If anyone doubted the benefits of an early win in a presidential contest, Ted Cruz has made them clear.

In the three days since the Texas senator defied polls and beat Donald Trump to win the Iowa Republican caucuses, his campaign, known for robust grassroots fundraising, has raised $3 million, Cruz's campaign manager tweeted Thursday.

Not every candidate was so lucky. Rick Santorum, Mike Huckabee, and Rand Paul have dropped out of the race after failing to break through in Iowa, and the Washington Post reported Thursday that Ben Carson's campaign was making staff cuts due to a lack of funds.
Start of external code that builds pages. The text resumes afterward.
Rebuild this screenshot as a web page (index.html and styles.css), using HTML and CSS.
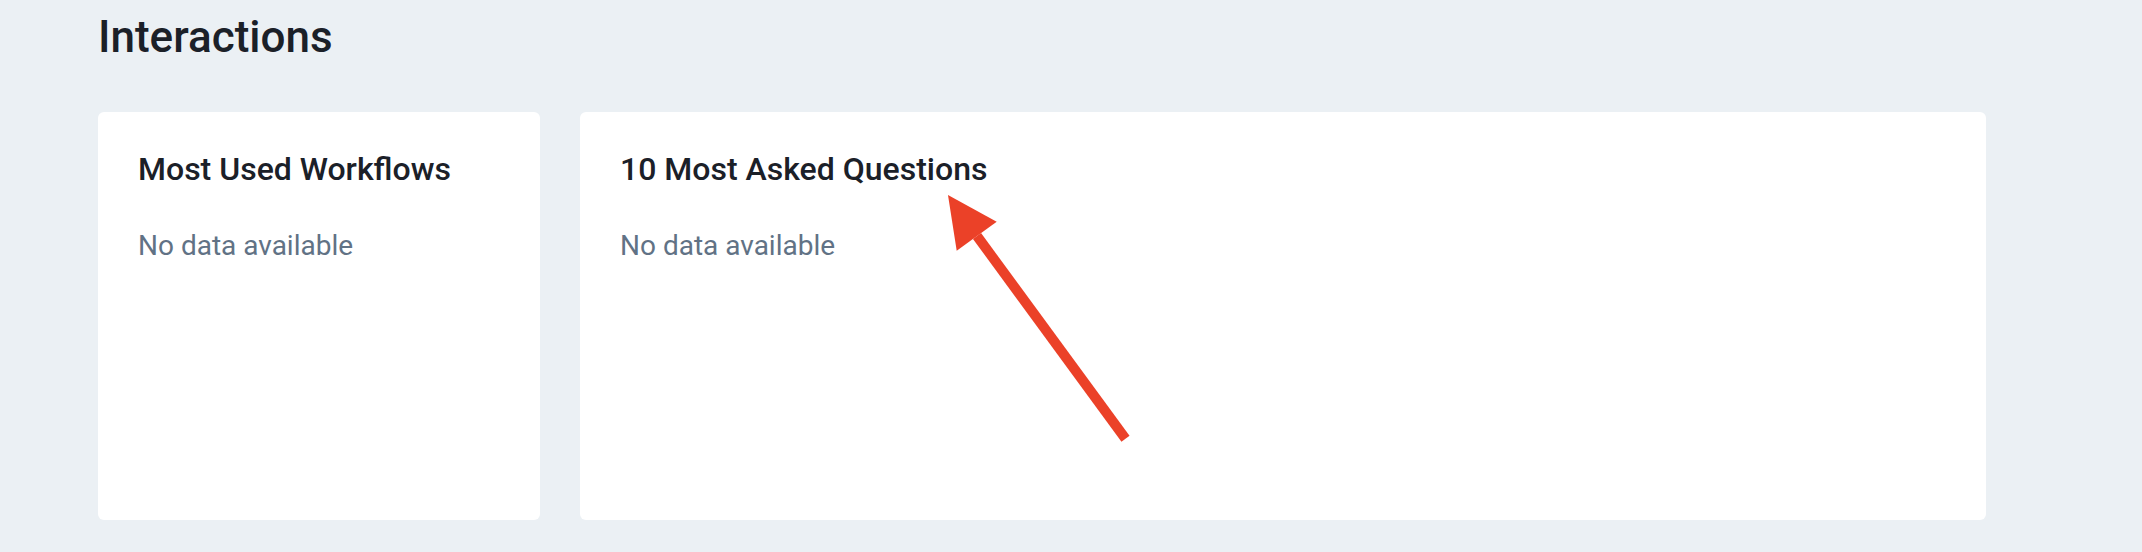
FILE: index.html
```html
<!DOCTYPE html>
<html lang="en">
<head>
    <meta charset="UTF-8">
    <meta name="viewport" content="width=device-width, initial-scale=1.0">
    <title>Interactions</title>
    <link rel="stylesheet" href="styles.css">
</head>
<body>
    <div class="page">
        <h1>Interactions</h1>
        <div class="cards">
            <div class="card card-small">
                <h2>Most Used Workflows</h2>
                <p class="empty">No data available</p>
            </div>
            <div class="card card-wide">
                <h2>10 Most Asked Questions</h2>
                <p class="empty">No data available</p>
            </div>
        </div>
    </div>

    <svg class="annotation" viewBox="0 0 2142 552" width="2142" height="552">
        <line x1="977" y1="236" x2="1125.5" y2="438.7" stroke="#eb4128" stroke-width="10"/>
        <polygon points="948,195 996.7,221.7 956.7,250.7" fill="#eb4128"/>
    </svg>
</body>
</html>
```

FILE: styles.css
```css
body {
    font-family: Roboto, "Liberation Sans", Arial, sans-serif;
    background-color: #ebf0f4;
    color: #1b2028;
    margin: 0;
    padding: 0;
}

.page {
    padding: 11px 0 0 98px;
    width: 1888px;
}

h1 {
    font-size: 44px;
    font-weight: 500;
    line-height: 52px;
    margin: 0 0 49px 0;
}

.cards {
    display: flex;
    gap: 40px;
}

.card {
    background-color: #ffffff;
    border-radius: 6px;
    height: 408px;
    box-sizing: border-box;
    padding: 39px 40px;
}

.card-small {
    width: 442px;
}

.card-wide {
    width: 1406px;
}

.card h2 {
    font-size: 32px;
    font-weight: 500;
    line-height: 36px;
    margin: 0 0 41px 0;
}

.empty {
    font-size: 28px;
    line-height: 36px;
    color: #617285;
    margin: 0;
}

.annotation {
    position: absolute;
    left: 0;
    top: 0;
    pointer-events: none;
}
```
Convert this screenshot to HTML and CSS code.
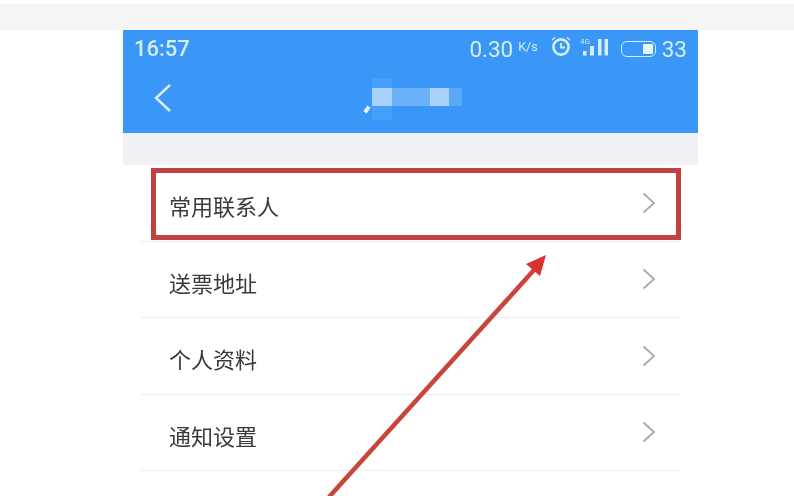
FILE: index.html
```html
<!DOCTYPE html>
<html lang="zh-CN">
<head>
    <meta charset="UTF-8">
    <meta name="viewport" content="width=device-width, initial-scale=1.0">
    <title>常用联系人</title>
    <link rel="stylesheet" href="styles.css">
</head>
<body>

<div class="top-band"></div>

<div class="phone">
    <!-- Status bar and title -->
    <header class="app-header">
        <div class="status-bar">
            <span class="clock">16:57</span>
            <div class="status-right">
                <span class="speed">0.30</span>
                <span class="speed-unit">K/s</span>
                <svg class="alarm" width="24" height="22" viewBox="0 0 24 22">
                    <circle cx="12" cy="12" r="7.6" fill="none" stroke="#d3efef" stroke-width="2.6"/>
                    <path d="M12 8V12.5H16" fill="none" stroke="#d3efef" stroke-width="1.8"/>
                    <path d="M3 5L6 2.5M21 5L18 2.5" stroke="#d3efef" stroke-width="1.4"/>
                </svg>
                <svg class="signal" width="28" height="20" viewBox="0 0 28 20">
                    <text class="signal-label" x="0" y="7">4G</text>
                    <rect x="3" y="14" width="3.5" height="4.5" fill="#e0f3f3"/>
                    <rect x="10" y="9" width="4" height="9.5" fill="#d3efef"/>
                    <rect x="18" y="2" width="3.5" height="16.5" fill="#d3efef"/>
                    <rect x="24.5" y="2" width="3.5" height="16.5" fill="#d3efef"/>
                </svg>
                <div class="battery"><div class="battery-level"></div></div>
                <span class="battery-text">33</span>
            </div>
        </div>
        <div class="title-bar">
            <svg class="back" width="20" height="30" viewBox="0 0 20 30">
                <path d="M17 2L3 15L17 28" fill="none" stroke="#d9eef8" stroke-width="2.4"/>
            </svg>
            <div class="blur-title">
                <span class="blur-comma"></span>
                <span class="blur-halo"></span>
                <span class="blur-a"></span>
                <span class="blur-b"></span>
                <span class="blur-c"></span>
                <span class="blur-d"></span>
            </div>
        </div>
    </header>

    <div class="gap"></div>

    <!-- Menu list -->
    <ul class="menu">
        <li class="menu-item">
            <span class="menu-label">常用联系人</span>
            <svg class="chevron" width="14" height="22" viewBox="0 0 14 22"><path d="M1.5 1.5L12 11L1.5 20.5" fill="none" stroke="#a9a9a9" stroke-width="1.8"/></svg>
        </li>
        <li class="menu-item">
            <span class="menu-label">送票地址</span>
            <svg class="chevron" width="14" height="22" viewBox="0 0 14 22"><path d="M1.5 1.5L12 11L1.5 20.5" fill="none" stroke="#a9a9a9" stroke-width="1.8"/></svg>
        </li>
        <li class="menu-item">
            <span class="menu-label">个人资料</span>
            <svg class="chevron" width="14" height="22" viewBox="0 0 14 22"><path d="M1.5 1.5L12 11L1.5 20.5" fill="none" stroke="#a9a9a9" stroke-width="1.8"/></svg>
        </li>
        <li class="menu-item">
            <span class="menu-label">通知设置</span>
            <svg class="chevron" width="14" height="22" viewBox="0 0 14 22"><path d="M1.5 1.5L12 11L1.5 20.5" fill="none" stroke="#a9a9a9" stroke-width="1.8"/></svg>
        </li>
    </ul>
</div>

<!-- Red highlight box and arrow drawn over the screenshot -->
<div class="highlight"></div>
<svg class="arrow" width="794" height="496" viewBox="0 0 794 496">
    <line x1="329" y1="497" x2="534" y2="270" stroke="#c8443c" stroke-width="4.5"/>
    <polygon points="546,255 526,264 540,276" fill="#d8322e"/>
</svg>

</body>
</html>
```

FILE: styles.css
```css
/* Page */
html, body {
    margin: 0;
    padding: 0;
    height: 496px;
    overflow: hidden;
    background-color: #fff;
}

body {
    position: relative;
    padding-top: 4px;
    box-sizing: border-box;
    font-family: "Liberation Sans", "Noto Sans CJK SC", sans-serif;
}

.top-band {
    height: 26px;
    background-color: #f5f5f5;
}

.phone {
    width: 575px;
    margin-left: 123px;
}

/* Blue header */
.app-header {
    height: 103px;
    background-color: #3a97f7;
    color: #d3efef;
}

.status-bar {
    height: 37px;
    padding: 0 11px;
    display: flex;
    justify-content: space-between;
    align-items: center;
    filter: blur(0.4px);
}

.clock {
    font-family: Roboto, sans-serif;
    font-size: 22px;
    font-weight: 500;
}

.status-right {
    display: flex;
    align-items: center;
    font-family: Roboto, sans-serif;
    font-size: 22.5px;
}

.speed-unit {
    font-size: 12.5px;
    margin: -4px 11px 0 5px;
}

.alarm {
    margin: 0 7px 5px 0;
}

.signal {
    margin: 0 13px 3px 0;
}

.signal-label {
    font-family: Roboto, sans-serif;
    font-size: 8px;
    fill: #cdeaec;
}

.battery {
    width: 35px;
    height: 16px;
    border: 1.5px solid #d3efef;
    border-radius: 6px;
    box-sizing: border-box;
    display: flex;
    justify-content: flex-end;
    align-items: center;
    padding-right: 2px;
    margin-right: 6px;
}

.battery-level {
    width: 10px;
    height: 10px;
    background-color: #e6f5f5;
    border-radius: 1px;
}

.title-bar {
    height: 66px;
    display: flex;
    align-items: flex-start;
    position: relative;
}

.back {
    margin: 16px 0 0 30px;
    filter: blur(0.4px);
}

/* Blurred out title */
.blur-title {
    position: absolute;
    left: 241px;
    top: 11px;
    width: 100px;
    height: 46px;
    filter: blur(0.7px);
}

.blur-title span {
    position: absolute;
}

.blur-comma {
    left: 1px;
    top: 28px;
    width: 4px;
    height: 7px;
    background-color: #e3f1fb;
    transform: rotate(35deg);
}

.blur-halo {
    left: 8px;
    top: 0;
    width: 20px;
    height: 42px;
    background-color: #469ff8;
}

.blur-a {
    left: 8px;
    top: 10px;
    width: 20px;
    height: 18px;
    background-color: #a9d2fb;
}

.blur-b {
    left: 28px;
    top: 10px;
    width: 38px;
    height: 18px;
    background-color: #6cb2fa;
}

.blur-c {
    left: 66px;
    top: 10px;
    width: 19px;
    height: 18px;
    background-color: #a9d2fb;
}

.blur-d {
    left: 85px;
    top: 10px;
    width: 13px;
    height: 18px;
    background-color: #5aa9f8;
}

.gap {
    height: 32px;
    background-color: #f1f1f5;
}

/* Menu rows */
.menu {
    list-style: none;
    margin: 0 17px 0 18px;
    padding: 0;
}

.menu-item {
    height: 76.5px;
    box-sizing: border-box;
    padding: 0 25px 0 28px;
    display: flex;
    justify-content: space-between;
    align-items: center;
    border-bottom: 1px solid #ececec;
    font-family: "Noto Sans CJK SC", sans-serif;
    font-size: 22px;
    color: #3a3a3a;
}

.menu-label {
    padding-top: 5px;
    filter: blur(0.4px);
}

.chevron {
    filter: blur(0.4px);
}

/* Annotations */
.highlight {
    position: absolute;
    left: 151px;
    top: 168px;
    width: 530px;
    height: 72px;
    box-sizing: border-box;
    border: 5px solid #c0413f;
}

.arrow {
    position: absolute;
    left: 0;
    top: 0;
}
```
For those still in the race, however, the Feb. 9 New Hampshire primary presents a looming, make-or-break moment in which prospective donors will likely decide which candidates still have a legitimate shot at the nomination.

"You’ve got two, sometimes three, states to get something going or donors run," said Joe Trippi, who managed then-Vermont Gov. Howard Dean's 2004 presidential run. "No one gets out of these races because they got tired of it or decided it was a mistake to run. They stopped running because they ran out of money."
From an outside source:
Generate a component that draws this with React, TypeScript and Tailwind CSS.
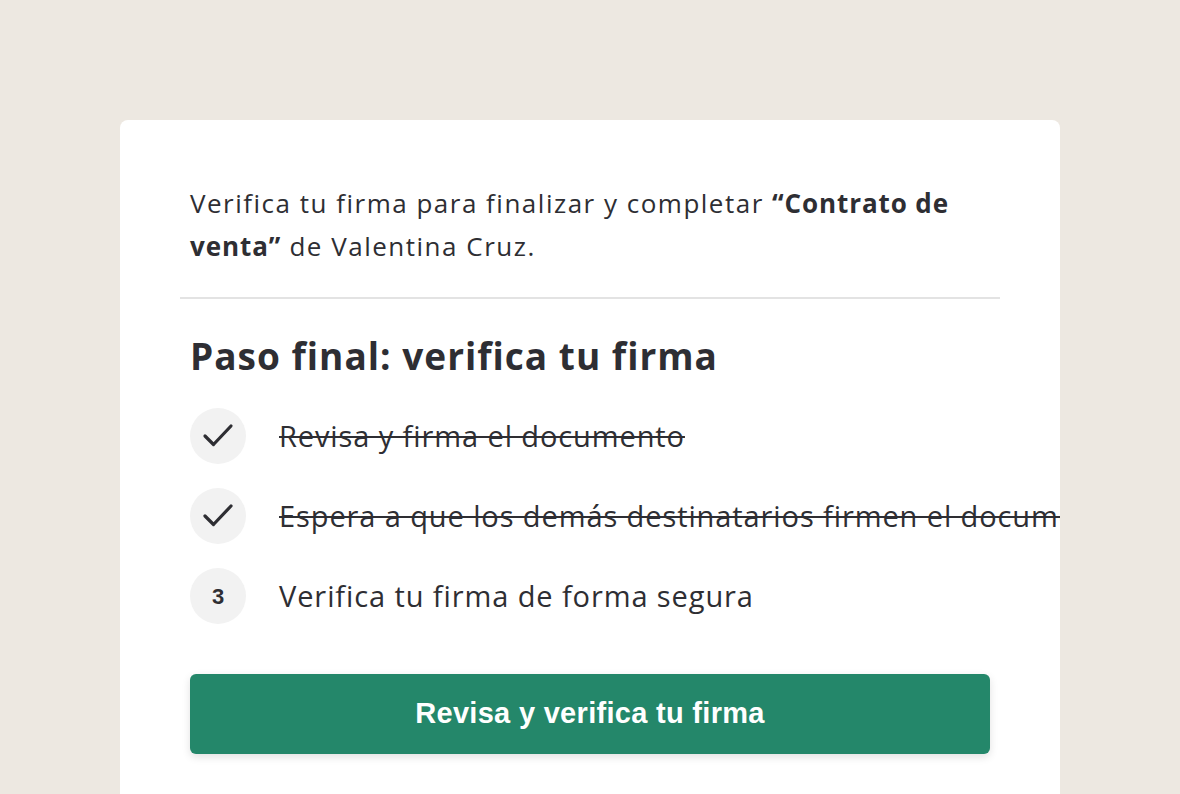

Several Republican campaigns appear to be facing the prospect of a cash-strapped future due to poor performance.

Insurance titan Hank Greenberg, who gave $10 million to a super-PAC supporting former Florida Governor Jeb Bush, told Bloomberg Wednesday he would probably wait only another "one or two states" before he decided whether to back Bush's one-time protege, Florida Senator Marco Rubio.

Like Bush, both Ohio Governor John Kasich and New Jersey Governor Chris Christie have made it clear that New Hampshire is key to their presidential ambitions. Should those candidates do poorly, donors big and small might turn their words against them, as they did with Dean, said Trippi.

"That’s always what happens," he said. If "you can’t get past Iowa and New Hampshire, you might get one more look, but frankly it’s not likely."

Kasich, who was the highest-polling of the four in New Hampshire in the latest poll aggregation from RealClearPolitics, seemed to gesture to the same idea, telling Bloomberg Politics on Wednesday that if he doesn't do well, he won't "be dragging around like some band of minstrels."

With a CNN/WMUR poll out Thursday afternoon showing him in a near tie with U.S. Senator Ted Cruz for third place, it's unclear what exactly will constitute doing "well."

The calendar may not favor candidates who want to hold on after doing poorly in next Tuesday's primary. The candidates who succeed in the southern states, which hold primaries soon after New Hampshire, tend to be those who did well in Iowa—politicians who appeal to conservative or religious voters, as opposed to the moderate secular residents in the Granite State. Super Tuesday, when several states hold primaries simultaneously, also means expensive campaigning.

"Certainly for Christie and I think Bush at this point and Kasich, a no-show in New Hampshire or an under-performance in New Hampshire is very, very troubling given what’s up next on the calendar," said Hari Sevugan, who worked on the ill-fated 2008 presidential run by Chris Dodd, then a senator from Connecticut.

To take on what's next, Bush had more than $7 million on hand at the end of the year, the third-biggest war chest in the Republican field, not counting the millions behind him in super-PAC money. Kasich, though, had $2.5 million in the bank at the end of the year, while Christie had just $1.1 million, the second least of anyone still in the race at a time when candidates and groups are pouring $100 million in advertising into New Hampshire.

Representatives for Bush, Kasich, and Carson did not comment for this article. 

A spokeswoman for Christie said his donors "will continue to support him through the nomination."

"Our donors absolutely know that Governor Christie is the best person in this race to take on Hillary Clinton and win," said the spokeswoman, Samantha Smith.

It's not definite that a poor showing in New Hampshire would choke off candidates' finances immediately. Super-PACs have kept presidential candidates, particularly former House Speaker Newt Gingrich in 2012, afloat after losses. In addition, Carson at one point dominated Republican grassroots fundraising, and his loyal small-dollar backers may be prepared to give again.

Democrats, of course, face similar pressures, but this year Bernie Sanders and Hillary Clinton had stronger fundraising and more money in the bank than any Republican at end of 2015.

Still, presidential campaign fields tend to winnow quickly after the Granite State.

"People put all of their eggs in the New Hampshire basket," Sevugan said. "If all those eggs break, there’s nothing left."